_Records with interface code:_
※ ※ ※
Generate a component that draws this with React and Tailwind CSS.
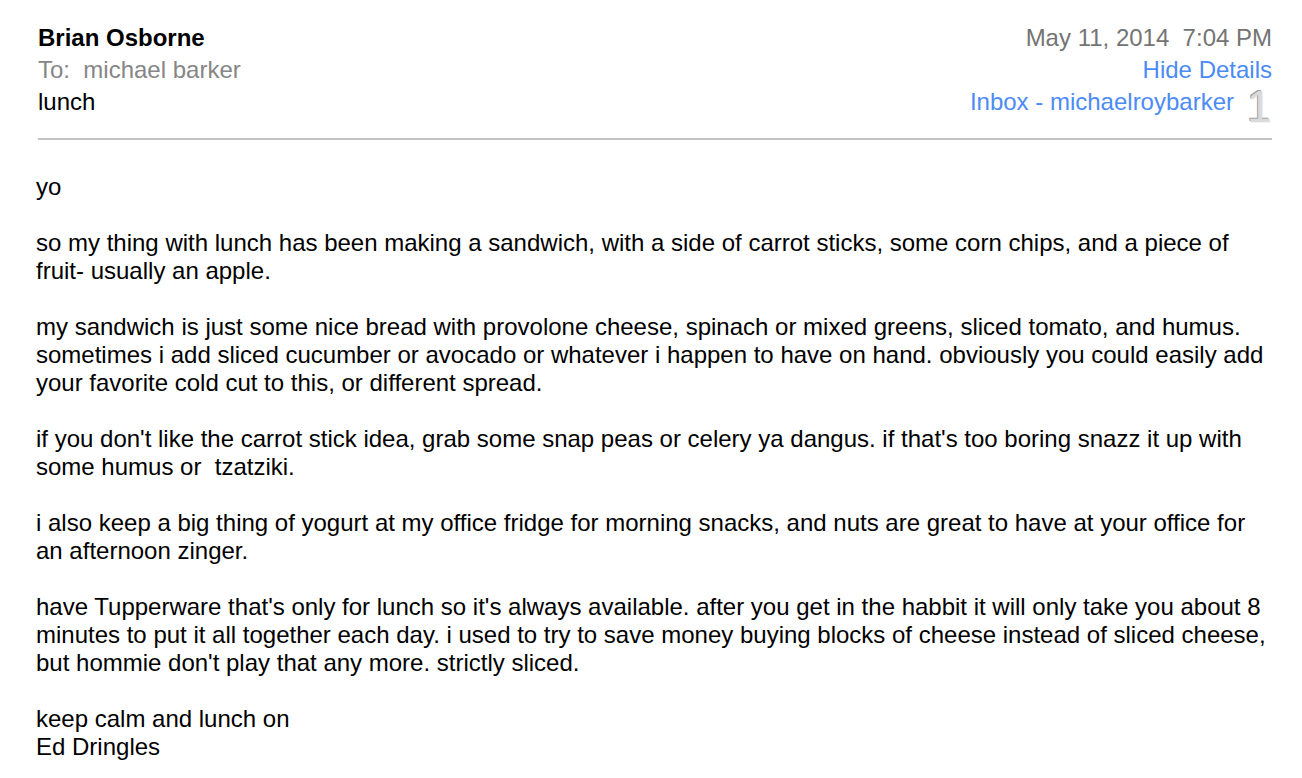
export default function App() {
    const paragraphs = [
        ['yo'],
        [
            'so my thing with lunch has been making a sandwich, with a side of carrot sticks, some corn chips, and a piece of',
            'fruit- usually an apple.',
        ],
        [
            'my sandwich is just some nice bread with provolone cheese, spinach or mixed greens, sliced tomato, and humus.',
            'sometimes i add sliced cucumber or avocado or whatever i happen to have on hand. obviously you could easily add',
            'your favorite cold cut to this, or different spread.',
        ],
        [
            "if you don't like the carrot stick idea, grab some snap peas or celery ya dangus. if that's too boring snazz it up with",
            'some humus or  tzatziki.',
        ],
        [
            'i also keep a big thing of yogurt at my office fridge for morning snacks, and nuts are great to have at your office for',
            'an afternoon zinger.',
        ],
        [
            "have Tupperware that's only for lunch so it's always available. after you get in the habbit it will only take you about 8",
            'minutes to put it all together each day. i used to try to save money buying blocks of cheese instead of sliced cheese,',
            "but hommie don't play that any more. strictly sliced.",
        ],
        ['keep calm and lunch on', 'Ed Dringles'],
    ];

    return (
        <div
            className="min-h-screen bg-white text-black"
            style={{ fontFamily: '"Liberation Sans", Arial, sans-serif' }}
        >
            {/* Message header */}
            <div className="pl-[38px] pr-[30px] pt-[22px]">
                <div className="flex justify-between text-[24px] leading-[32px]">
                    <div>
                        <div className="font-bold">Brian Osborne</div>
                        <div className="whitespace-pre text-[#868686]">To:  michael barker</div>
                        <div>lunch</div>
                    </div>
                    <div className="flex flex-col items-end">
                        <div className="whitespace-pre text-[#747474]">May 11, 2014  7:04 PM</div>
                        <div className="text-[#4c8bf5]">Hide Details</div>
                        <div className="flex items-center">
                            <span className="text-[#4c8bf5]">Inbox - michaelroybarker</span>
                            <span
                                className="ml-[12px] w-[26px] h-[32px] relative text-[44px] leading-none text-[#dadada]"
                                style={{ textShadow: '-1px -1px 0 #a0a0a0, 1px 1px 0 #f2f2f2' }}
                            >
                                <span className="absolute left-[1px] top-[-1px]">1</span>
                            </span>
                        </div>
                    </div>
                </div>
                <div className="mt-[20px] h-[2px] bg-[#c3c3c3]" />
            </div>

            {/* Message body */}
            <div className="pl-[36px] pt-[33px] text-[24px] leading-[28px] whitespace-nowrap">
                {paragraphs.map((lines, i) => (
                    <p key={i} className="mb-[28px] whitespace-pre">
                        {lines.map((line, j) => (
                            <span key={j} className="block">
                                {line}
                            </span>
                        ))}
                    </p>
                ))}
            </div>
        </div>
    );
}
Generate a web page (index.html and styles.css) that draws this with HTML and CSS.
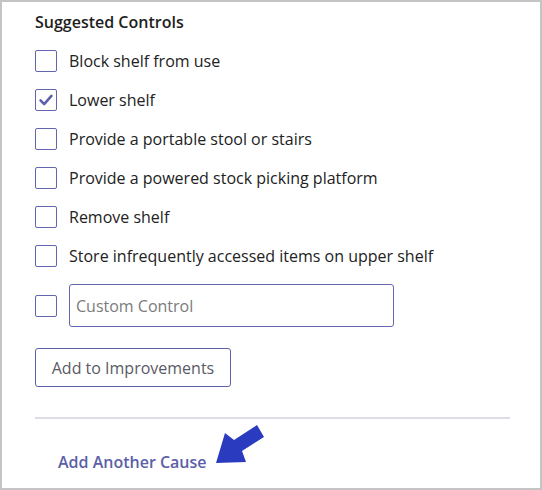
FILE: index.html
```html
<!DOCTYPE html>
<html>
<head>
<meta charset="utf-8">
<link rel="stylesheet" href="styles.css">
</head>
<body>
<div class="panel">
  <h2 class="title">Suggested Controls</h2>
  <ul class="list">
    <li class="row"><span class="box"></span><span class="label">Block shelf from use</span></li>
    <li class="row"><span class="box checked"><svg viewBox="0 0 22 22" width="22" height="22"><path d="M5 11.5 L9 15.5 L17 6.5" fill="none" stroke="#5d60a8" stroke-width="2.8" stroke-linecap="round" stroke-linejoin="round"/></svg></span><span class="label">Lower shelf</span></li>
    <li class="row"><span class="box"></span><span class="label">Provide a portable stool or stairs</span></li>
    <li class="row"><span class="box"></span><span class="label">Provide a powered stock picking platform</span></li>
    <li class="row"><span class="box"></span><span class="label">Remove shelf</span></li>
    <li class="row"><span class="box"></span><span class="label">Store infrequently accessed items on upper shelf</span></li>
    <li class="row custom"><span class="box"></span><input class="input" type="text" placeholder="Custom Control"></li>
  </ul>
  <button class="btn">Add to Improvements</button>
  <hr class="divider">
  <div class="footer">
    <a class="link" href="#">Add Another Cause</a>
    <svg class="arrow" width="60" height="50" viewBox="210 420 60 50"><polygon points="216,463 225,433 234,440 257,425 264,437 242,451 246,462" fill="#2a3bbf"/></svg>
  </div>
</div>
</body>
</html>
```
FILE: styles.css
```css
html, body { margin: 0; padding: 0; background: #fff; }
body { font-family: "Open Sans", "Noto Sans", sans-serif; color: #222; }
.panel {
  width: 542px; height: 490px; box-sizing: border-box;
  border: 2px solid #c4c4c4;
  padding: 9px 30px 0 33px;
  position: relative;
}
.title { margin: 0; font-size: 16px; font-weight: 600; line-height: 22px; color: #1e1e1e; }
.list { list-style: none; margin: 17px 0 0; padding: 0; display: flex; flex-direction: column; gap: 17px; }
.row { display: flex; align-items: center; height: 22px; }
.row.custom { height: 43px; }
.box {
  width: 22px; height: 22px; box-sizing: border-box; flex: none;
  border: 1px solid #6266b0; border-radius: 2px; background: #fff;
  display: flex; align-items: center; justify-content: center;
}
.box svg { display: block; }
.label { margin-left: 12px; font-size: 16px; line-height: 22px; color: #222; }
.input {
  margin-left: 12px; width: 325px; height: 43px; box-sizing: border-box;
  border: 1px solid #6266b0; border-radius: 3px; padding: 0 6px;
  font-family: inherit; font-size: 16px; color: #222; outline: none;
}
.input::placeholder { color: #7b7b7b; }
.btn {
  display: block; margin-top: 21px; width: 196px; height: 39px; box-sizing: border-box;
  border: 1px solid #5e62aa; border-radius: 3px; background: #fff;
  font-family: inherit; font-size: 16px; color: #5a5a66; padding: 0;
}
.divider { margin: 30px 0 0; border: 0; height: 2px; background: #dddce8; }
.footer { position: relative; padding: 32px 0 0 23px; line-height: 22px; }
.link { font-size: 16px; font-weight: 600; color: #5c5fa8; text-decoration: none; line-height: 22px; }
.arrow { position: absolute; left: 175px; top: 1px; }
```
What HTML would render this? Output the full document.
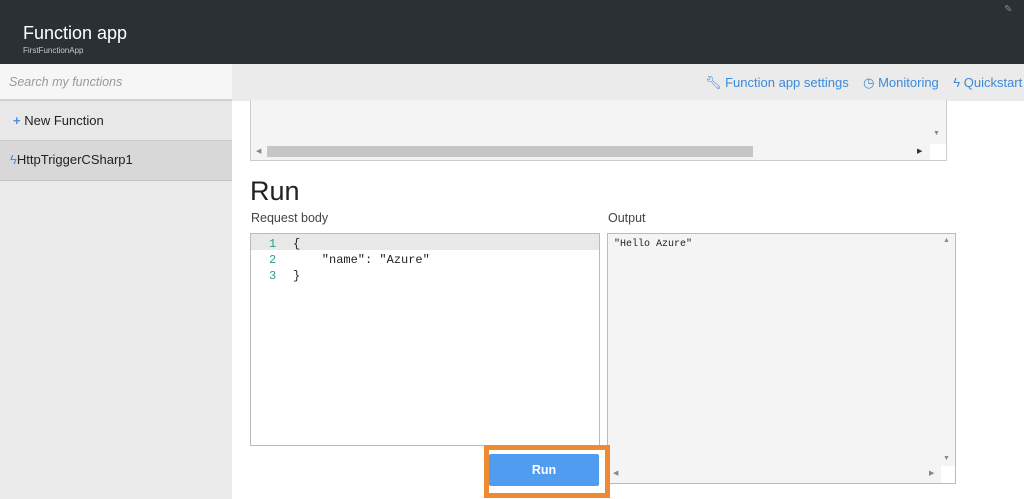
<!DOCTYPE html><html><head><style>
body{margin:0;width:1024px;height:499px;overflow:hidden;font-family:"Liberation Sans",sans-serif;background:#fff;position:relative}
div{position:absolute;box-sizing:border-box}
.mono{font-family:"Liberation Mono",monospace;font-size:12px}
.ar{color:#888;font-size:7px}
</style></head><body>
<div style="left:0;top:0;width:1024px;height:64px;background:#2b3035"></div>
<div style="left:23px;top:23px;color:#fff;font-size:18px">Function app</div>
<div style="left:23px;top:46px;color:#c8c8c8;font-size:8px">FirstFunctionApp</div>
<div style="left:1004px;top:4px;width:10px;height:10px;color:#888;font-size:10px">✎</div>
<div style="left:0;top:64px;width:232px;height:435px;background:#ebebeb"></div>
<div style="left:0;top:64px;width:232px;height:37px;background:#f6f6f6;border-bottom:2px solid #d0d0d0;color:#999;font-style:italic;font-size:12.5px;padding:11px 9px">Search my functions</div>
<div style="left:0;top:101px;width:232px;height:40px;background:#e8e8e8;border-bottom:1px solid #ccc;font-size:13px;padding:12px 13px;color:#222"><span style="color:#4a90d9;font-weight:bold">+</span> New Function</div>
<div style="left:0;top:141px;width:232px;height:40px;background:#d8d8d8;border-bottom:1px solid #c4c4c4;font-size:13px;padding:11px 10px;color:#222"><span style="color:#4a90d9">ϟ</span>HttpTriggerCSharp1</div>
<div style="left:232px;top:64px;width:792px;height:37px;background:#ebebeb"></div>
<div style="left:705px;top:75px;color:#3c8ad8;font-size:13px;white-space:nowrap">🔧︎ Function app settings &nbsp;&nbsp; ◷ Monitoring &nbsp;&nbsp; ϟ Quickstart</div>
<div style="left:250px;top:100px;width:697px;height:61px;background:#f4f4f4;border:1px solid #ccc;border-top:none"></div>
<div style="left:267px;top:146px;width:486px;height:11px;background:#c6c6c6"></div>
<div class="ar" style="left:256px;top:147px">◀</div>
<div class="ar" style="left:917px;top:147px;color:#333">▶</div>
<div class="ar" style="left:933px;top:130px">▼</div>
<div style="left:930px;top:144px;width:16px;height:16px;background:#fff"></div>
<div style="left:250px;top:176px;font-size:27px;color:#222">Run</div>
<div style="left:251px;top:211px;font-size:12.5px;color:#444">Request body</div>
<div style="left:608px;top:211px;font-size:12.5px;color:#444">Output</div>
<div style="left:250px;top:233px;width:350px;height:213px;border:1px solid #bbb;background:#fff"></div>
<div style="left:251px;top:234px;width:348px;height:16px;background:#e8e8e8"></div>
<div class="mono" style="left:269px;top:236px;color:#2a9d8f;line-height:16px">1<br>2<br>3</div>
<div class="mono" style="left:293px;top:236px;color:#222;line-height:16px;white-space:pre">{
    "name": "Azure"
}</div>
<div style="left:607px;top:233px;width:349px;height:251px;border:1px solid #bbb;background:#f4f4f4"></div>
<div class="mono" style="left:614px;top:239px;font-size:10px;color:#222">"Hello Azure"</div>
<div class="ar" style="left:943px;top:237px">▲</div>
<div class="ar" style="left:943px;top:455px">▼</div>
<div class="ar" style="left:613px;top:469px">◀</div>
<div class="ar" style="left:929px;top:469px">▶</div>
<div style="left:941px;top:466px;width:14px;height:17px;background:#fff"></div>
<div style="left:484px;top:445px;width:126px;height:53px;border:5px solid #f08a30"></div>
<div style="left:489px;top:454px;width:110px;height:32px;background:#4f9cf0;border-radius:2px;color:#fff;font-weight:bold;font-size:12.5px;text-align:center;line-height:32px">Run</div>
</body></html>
※ ※ ※
_Exercise:_ Which lines hold the word "draws"? Copy every one of them.

_Task output:_
Generate a component that draws this with React and Tailwind CSS.
Generate a web page (index.html and styles.css) that draws this with HTML and CSS.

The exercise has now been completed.